I do not compliment my race nor do I misrepresent them when I say in the words of the great American showman,, "Men love humbug and sham." They delight in being beguiled and duped. This strange infatuation for what is false is what gives Satan his chief power for doing harm. For no truly wise man wants to foster illusions, They end in pain, and if persisted in they lead to eternal sorrow. No sane man ever chose naked evil or pain as an ultimate end. He always chooses what seems to him at the time a good, a means of happiness. The mind has the power to invest the chosen object with all the colors of the rainbow, though it be as black as midnight. The drunkard sees happiness in the cup where the serpent lies concealed. He could see the serpent if he wished. The worldling sees supreme good in millions of money, being wilfully blind to the day just ahead when he would give it all for "an inch of time" in which to prepare for eternity.

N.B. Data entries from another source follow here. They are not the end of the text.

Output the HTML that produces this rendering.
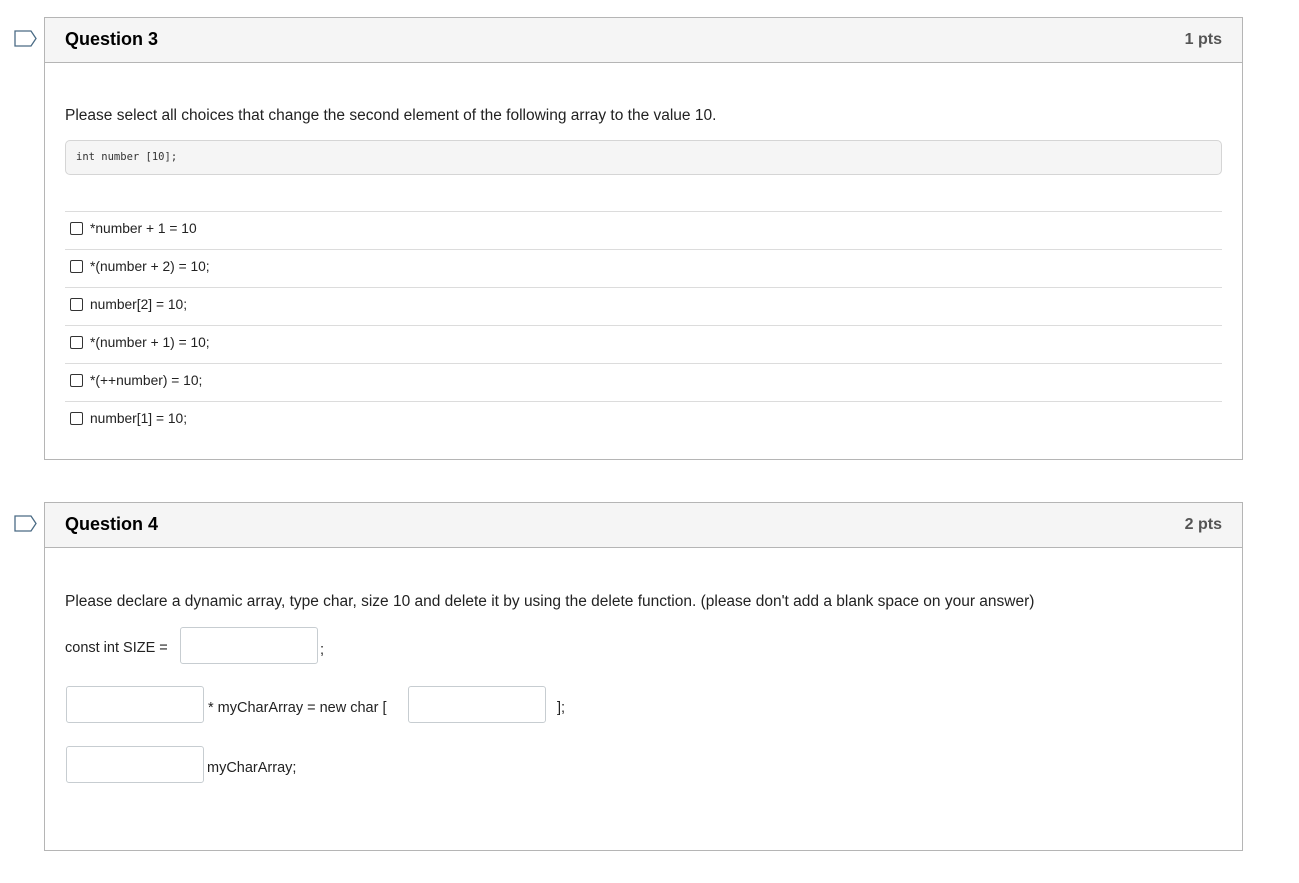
<!DOCTYPE html><html><head><style>
body{margin:0;width:1299px;height:883px;background:#fff;font-family:"Liberation Sans",sans-serif;color:#2d3b45;position:relative;overflow:hidden}
.a{position:absolute}
.box{position:absolute;left:44px;width:1197px;border:1px solid #b5b5b5}
.hd{position:absolute;left:0;top:0;right:0;height:44px;background:#f5f5f5;border-bottom:1px solid #b5b5b5}
.t{position:absolute;left:20px;top:11px;font-size:18px;font-weight:bold;color:#000}
.p{position:absolute;right:20px;top:13px;font-size:16px;font-weight:bold;color:#555}
.ln{position:absolute;left:65px;width:1157px;border-top:1px solid #dcdcdc}
.cb{position:absolute;left:70px;width:11px;height:11px;border:1px solid #333;border-radius:2px;background:#fff}
.lb{position:absolute;left:90px;font-size:13.8px;color:#222}
.in{position:absolute;border:1px solid #c7cdd1;border-radius:3px;background:#fff;height:35px;width:136px}
.tx{font-size:14.5px;color:#222}
.big{font-size:15.5px}
</style></head><body>
<svg class="a" style="left:14px;top:30px" width="24" height="18"><path d="M1 1H17L22 8.5L17 16H1Z" fill="none" stroke="#4a6b85" stroke-width="1.3"/></svg>
<svg class="a" style="left:14px;top:515px" width="24" height="18"><path d="M1 1H17L22 8.5L17 16H1Z" fill="none" stroke="#4a6b85" stroke-width="1.3"/></svg>
<div class="box" style="top:17px;height:441px"><div class="hd"><div class="t">Question 3</div><div class="p">1 pts</div></div></div>
<div class="a tx big" style="left:65px;top:107px">Please select all choices that change the second element of the following array to the value 10.</div>
<div class="a" style="left:65px;top:140px;width:1155px;height:33px;background:#f5f5f5;border:1px solid #d5d5d5;border-radius:5px"><span style="position:absolute;left:10px;top:10px;font-family:'DejaVu Sans Mono',monospace;font-size:10.5px;color:#333">int number [10];</span></div>
<div class="ln" style="top:211px"></div><div class="ln" style="top:249px"></div><div class="ln" style="top:287px"></div><div class="ln" style="top:325px"></div><div class="ln" style="top:363px"></div><div class="ln" style="top:401px"></div>
<div class="cb" style="top:222px"></div><div class="lb" style="top:221px">*number + 1 = 10</div>
<div class="cb" style="top:260px"></div><div class="lb" style="top:259px">*(number + 2) = 10;</div>
<div class="cb" style="top:298px"></div><div class="lb" style="top:297px">number[2] = 10;</div>
<div class="cb" style="top:336px"></div><div class="lb" style="top:335px">*(number + 1) = 10;</div>
<div class="cb" style="top:374px"></div><div class="lb" style="top:373px">*(++number) = 10;</div>
<div class="cb" style="top:412px"></div><div class="lb" style="top:411px">number[1] = 10;</div>
<div class="box" style="top:502px;height:347px"><div class="hd"><div class="t">Question 4</div><div class="p">2 pts</div></div></div>
<div class="a tx big" style="left:65px;top:593px">Please declare a dynamic array, type char, size 10 and delete it by using the delete function. (please don't add a blank space on your answer)</div>
<div class="a tx" style="left:65px;top:640px">const int SIZE =</div>
<div class="in" style="left:180px;top:627px"></div><div class="a tx" style="left:320px;top:642px">;</div>
<div class="in" style="left:66px;top:686px"></div>
<div class="a tx" style="left:208px;top:700px">* myCharArray = new char [</div>
<div class="in" style="left:408px;top:686px"></div><div class="a tx" style="left:557px;top:700px">];</div>
<div class="in" style="left:66px;top:746px"></div>
<div class="a tx" style="left:207px;top:760px">myCharArray;</div>
</body></html>
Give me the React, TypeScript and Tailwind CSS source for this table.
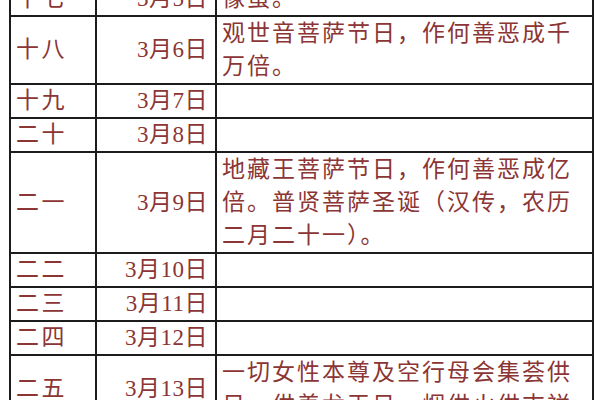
import React from "react";

type Row = { day: string; date: string; lines: string[]; h: string };

const rows: Row[] = [
  { day: "十七", date: "3月5日", lines: ["像蛋。"], h: "h-[34px]" },
  { day: "十八", date: "3月6日", lines: ["观世音菩萨节日，作何善恶成千", "万倍。"], h: "h-[68px]" },
  { day: "十九", date: "3月7日", lines: [], h: "h-[34px]" },
  { day: "二十", date: "3月8日", lines: [], h: "h-[33px]" },
  {
    day: "二一",
    date: "3月9日",
    lines: ["地藏王菩萨节日，作何善恶成亿", "倍。普贤菩萨圣诞（汉传，农历", "二月二十一）。"],
    h: "h-[101px]",
  },
  { day: "二二", date: "3月10日", lines: [], h: "h-[33px]" },
  { day: "二三", date: "3月11日", lines: [], h: "h-[34px]" },
  { day: "二四", date: "3月12日", lines: [], h: "h-[34px]" },
  {
    day: "二五",
    date: "3月13日",
    lines: ["一切女性本尊及空行母会集荟供", "日，供养龙王日，烟供火供吉祥"],
    h: "h-[68px]",
  },
];

export default function App() {
  return (
    <div className="w-[600px] h-[400px] overflow-hidden bg-white">
      <table
        className="ml-[9px] mt-[-20px] w-[585px] table-fixed border-collapse text-[23px] text-[#8b3535]"
        style={{ fontFamily: '"Liberation Serif", "Noto Sans CJK SC", serif' }}
      >
        <colgroup>
          <col className="w-[86px]" />
          <col className="w-[120px]" />
          <col />
        </colgroup>
        <tbody>
          {rows.map((r) => (
            <tr key={r.day} className={r.h}>
              <td className="border-2 border-[#1c1c1c] p-0 pl-[5px] align-middle leading-[32px] tracking-[2.5px] whitespace-nowrap">
                {r.day}
              </td>
              <td className="border-2 border-[#1c1c1c] p-0 pr-[7px] text-right align-middle leading-[32px] tracking-[0.5px] whitespace-nowrap">
                {r.date}
              </td>
              <td className="border-2 border-[#1c1c1c] p-0 pl-[5px] align-middle leading-[33px] tracking-[2px]">
                {r.lines.map((l, i) => (
                  <div key={i} className="whitespace-nowrap">
                    {l}
                  </div>
                ))}
              </td>
            </tr>
          ))}
        </tbody>
      </table>
    </div>
  );
}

To dispel these illusions and break their power to decoy men to eternal ruin the Son of God came into the world. He revealed the real good, which is His Father's approval. His love is heaven. He disclosed the infallible standard by which to estimate things. But Jesus Christ, who is the incarnation of truth, has withdrawn His visible presence from our world. How can He now help us to divest ourselves of delusions destructive to our eternal blessedness? He has left a successor whose office it is to testify of Christ and to reveal Him and His standard of values to us. He takes of the things of Christ and shows them unto us. Without His agency the absent Christ would be forgotten and His power to sway each successive generation keeping abreast of the ages would have been entirely lost. Even the memory of Him would have perished, as President [William F.] Warren intimates in his hymn to the Holy Spirit:
"I worship Thee, O Holy Ghost,
I love to worship Thee;
My risen Lord for aye were lost
But for Thy company."
It is His office in respect to the truth revealed by Christ to make it real and vivid to men bewildered and seduced by falsehoods. Sinful pleasures sway them because they are near and present. The Holy Spirit brings eternal verities near and makes them outweigh the vanities of this life. He supplies a new measuring rod, a sense of eternity, and convicts the soul of folly in neglecting its happiness millions of ages hence. He lifts every man at some point in probation to a mount of vision above the mirage, where, as Longfellow says,
"Uplifted the land floats vague in the ether;
Ships and the shadows of ships hang in the motionless air."
In this golden hour the disenchanted soul freed from all illusions gets a view of realities unfolded by the Spirit of truth. Happy indeed is he if from that view his future life is confirmed to those realities.
—The Gospel of the Comforter (1898) Chapter 1.